Las indignaciones monoteístas son selectivas: el espíritu corporativo funciona a pleno rendimiento. Los judíos disponen de su Alianza, los cristianos de su Iglesia y los musulmanes de su Umma. Estas tres escapan a la ley y disfrutan de una extraterritorialidad ontológica y metafísica. Entre miembros de una misma comunidad, todo se defiende y se justifica. Un judío, Ariel Sharon, puede hacer exterminar a un palestino, el poco defendible Cheick Hiacine, y no ofende a Yahvé, porque el asesinato se efectúa en su nombre. Un cristiano, Pío XII, tiene derecho a justificar a un genocida que masacra judíos, (Eichmann puede huir de Europa gracias al Vaticano), y no hace enfadar a su Señor, porque el genocidio venga el deicidio atribuido al pueblo judío.

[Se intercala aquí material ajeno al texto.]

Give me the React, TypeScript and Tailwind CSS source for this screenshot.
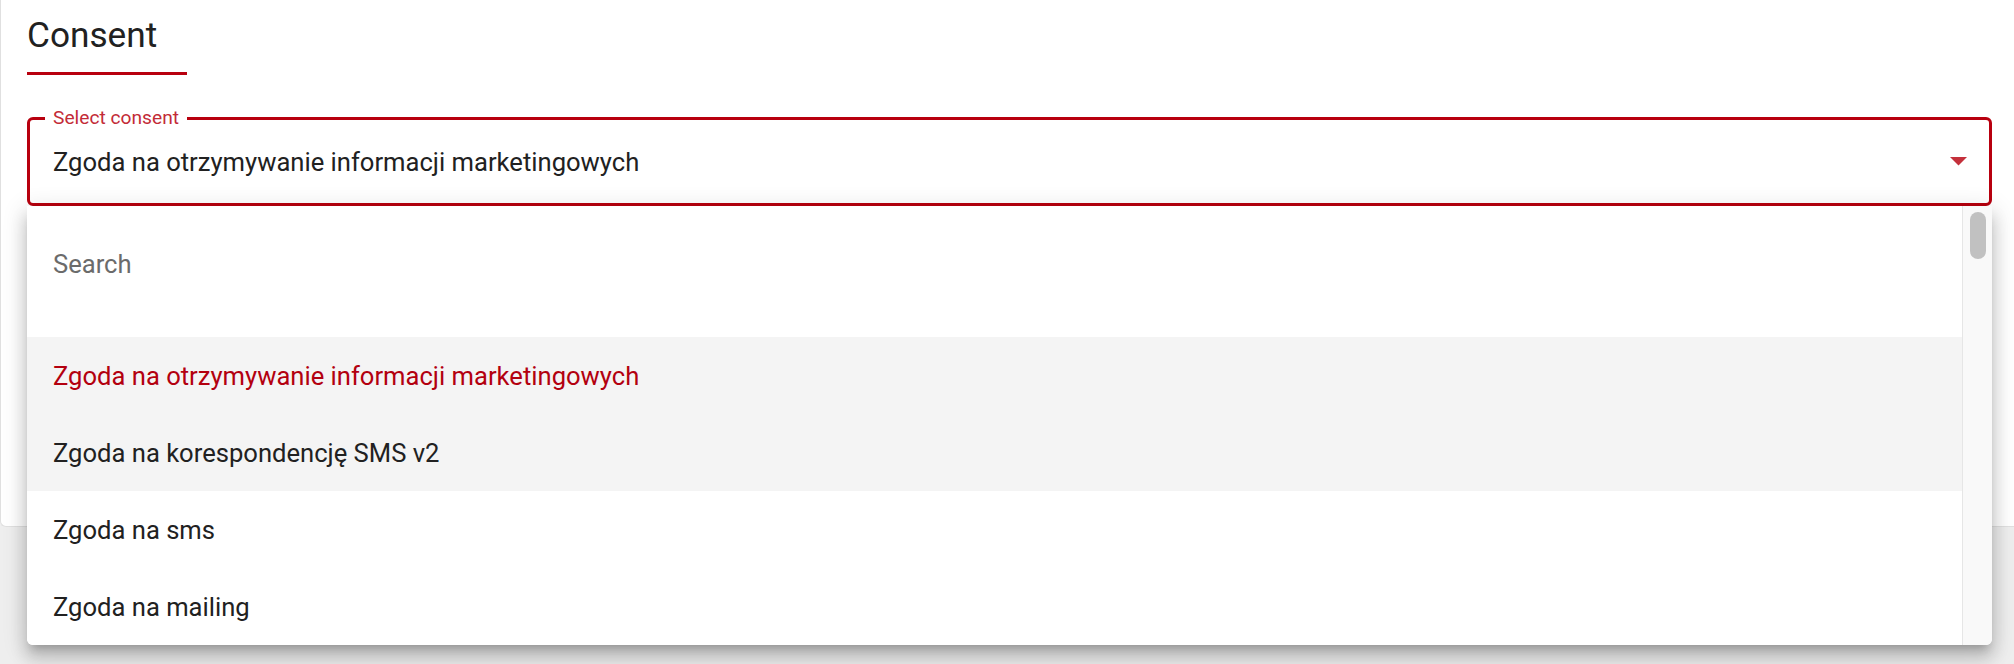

Un musulmán, el mulah Omar, puede hacer arrestar a unas mujeres acusadas de adulterio, esto complace a Alá porque el patíbulo se construye en su nombre. Detrás de todas estas abominaciones, unos versículos de la Torá, unos pasajes de los Evangelios, unas suras del Corán que legitiman, justifican y bendicen.

 

Desde el momento en que la religión tiene efectos públicos y políticos, aumenta considerablemente su poder de causar daños. Cuando alguien se fundamenta en un pasaje concreto elegido en alguno de los tres libros para explicar la legitimidad y la justificación del crimen perpetrado, el delito se convierte en inatacable. ¿Alguien puede ir contra la palabra revelada, las sentencias de Dios, la llamada divina? Porque Dios no habla (sólo al pueblo judío y a algunos iluminados a los que a veces envía un mensajero, por ejemplo una virgen), sino que los clérigos le hacen hablar. Cuándo un hombre de Iglesia se expresa, cuando cita los pasajes de su libro, oponerse equivale a decirle no a Dios en persona. ¿Quién dispone de la suficiente fuerza moral y de convicción para rechazar la palabra de Dios? Toda teocracia hace imposible la democracia. Mejor dicho, una brizna de teocracia impide la existencia misma de la democracia.